During a crypto bubble, many investors are not necessarily interested in the long-term prospects of the cryptocurrency but rather the short-term gains. This speculative behavior is one of the main drivers of price inflation, pushing the price of a coin far beyond its true value.
2. Media Attention and Social Media
The media plays a significant role in the creation of crypto bubbles. Positive news stories and social media hype can spark an influx of new buyers into the market. As more people hear about the profits others are making, they are more likely to invest in the hopes of achieving similar gains. Unfortunately, much of the coverage surrounding cryptocurrencies tends to focus on short-term price gains, rather than on the long-term sustainability of the assets.
Social media platforms like Twitter, Reddit, and Telegram also contribute to the spread of crypto bubbles. Online communities of investors and traders often encourage others to buy into a specific cryptocurrency, further inflating its price. However, this type of hype can be short-lived, and when the excitement fades, the bubble inevitably bursts.
3. Lack of Regulation
The relatively unregulated nature of the cryptocurrency market makes it particularly susceptible to crypto bubbles. Unlike traditional financial markets, where regulatory bodies oversee the activities of exchanges and investors, the cryptocurrency market operates largely without oversight. This lack of regulation can lead to market manipulation, pump-and-dump schemes, and price manipulation by bad actors.
During a crypto bubble, prices can be artificially inflated by these manipulative practices, making the bubble grow even larger. Once the manipulation stops, the bubble bursts, and the price crashes.
4. Fear of Missing Out (FOMO)
FOMO is a powerful psychological factor that drives people to invest in cryptocurrencies during a crypto bubble. When everyone around you is making money, it’s hard not to jump in and try to cash in on the excitement. This fear of missing out often leads to hasty investment decisions and a rush to buy into the market without considering the long-term consequences.

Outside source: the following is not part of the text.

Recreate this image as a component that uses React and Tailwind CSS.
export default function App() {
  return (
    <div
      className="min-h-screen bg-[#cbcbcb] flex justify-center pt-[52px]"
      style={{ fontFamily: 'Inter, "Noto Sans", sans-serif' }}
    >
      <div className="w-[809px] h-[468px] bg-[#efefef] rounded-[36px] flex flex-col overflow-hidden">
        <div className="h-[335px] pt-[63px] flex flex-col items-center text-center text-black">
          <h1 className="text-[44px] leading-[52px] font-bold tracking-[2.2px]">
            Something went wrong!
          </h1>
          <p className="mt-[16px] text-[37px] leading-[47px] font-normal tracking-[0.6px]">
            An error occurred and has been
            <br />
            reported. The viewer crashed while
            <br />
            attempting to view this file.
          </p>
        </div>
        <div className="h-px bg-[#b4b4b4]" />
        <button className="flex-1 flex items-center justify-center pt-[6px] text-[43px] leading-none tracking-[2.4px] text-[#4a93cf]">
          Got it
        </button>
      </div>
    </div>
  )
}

FOMO can create an emotional response to investing, rather than a logical, calculated approach. During a crypto bubble, FOMO amplifies the buying frenzy, making it even harder to spot the warning signs of an impending collapse.
The Consequences of Crypto Bubbles
When a crypto bubble bursts, the consequences can be severe. While early adopters may have made substantial profits during the bubble’s rise, latecomers often bear the brunt of the losses. The collapse of a crypto bubble can result in a sharp decline in the price of a cryptocurrency, sometimes losing as much as 80-90% of its value.
The aftermath of a crypto bubble can be particularly damaging for inexperienced investors who may have put their savings into a digital currency during the hype. Many investors may find themselves stuck holding worthless assets, while others may panic-sell, further exacerbating the price decline.
Additionally, the bursting of a crypto bubble can lead to broader market repercussions. A loss of confidence in cryptocurrencies can cause a downturn in the entire market, leading to a domino effect across different digital assets.
How to Protect Yourself from Crypto Bubbles
While crypto bubbles are an inherent part of the cryptocurrency market, there are steps you can take to protect yourself from the risks associated with them:
1. Do Your Own Research
Before investing in any cryptocurrency, it’s crucial to conduct thorough research. Understand the technology behind the coin, the problem it aims to solve, and the team behind the project. Don’t invest based solely on hype or the fear of missing out.
2. Avoid Speculative Investments
If you notice a cryptocurrency’s price rising rapidly without any significant changes in its technology or use case, be cautious. Speculative bubbles tend to inflate when there’s little to no real value behind the asset. It’s important to distinguish between a solid project with long-term potential and a fleeting trend driven by hype.
3. Diversify Your Portfolio
Diversification is one of the best ways to protect yourself from the volatility of crypto bubbles. Instead of putting all your funds into one cryptocurrency, consider spreading your investments across multiple assets. This can help reduce the overall risk and lessen the impact of any one coin experiencing a massive price drop.
4. Set Realistic Expectations
It’s important to set realistic expectations when investing in cryptocurrencies. While it’s tempting to think that prices will continue to rise indefinitely, the reality is that crypto bubbles are a natural part of the market cycle. Understand that prices can fluctuate significantly, and be prepared for both gains and losses.
5. Keep an Eye on Market Indicators
Pay attention to market indicators, such as volume spikes, social media buzz, and overall sentiment. These can help you spot early warning signs of a crypto bubble. If the market appears overheated or driven solely by speculation, it may be wise to step back and wait for the bubble to settle before making any significant investments.
Conclusion
Crypto bubbles are an inevitable part of the cryptocurrency market, driven by speculation, hype, and the fear of missing out. While the rise of digital currencies presents exciting investment opportunities, it’s essential to approach the market with caution and a long-term perspective. By conducting thorough research, avoiding speculative investments, and diversifying your portfolio, you can protect yourself from the risks associated with crypto bubbles.
As the cryptocurrency market continues to evolve, understanding the dynamics of crypto bubbles will help you navigate the volatility and make informed decisions about your investments. Remember, while the potential for high returns is attractive, it’s important to stay grounded and make decisions based on facts, not just hype.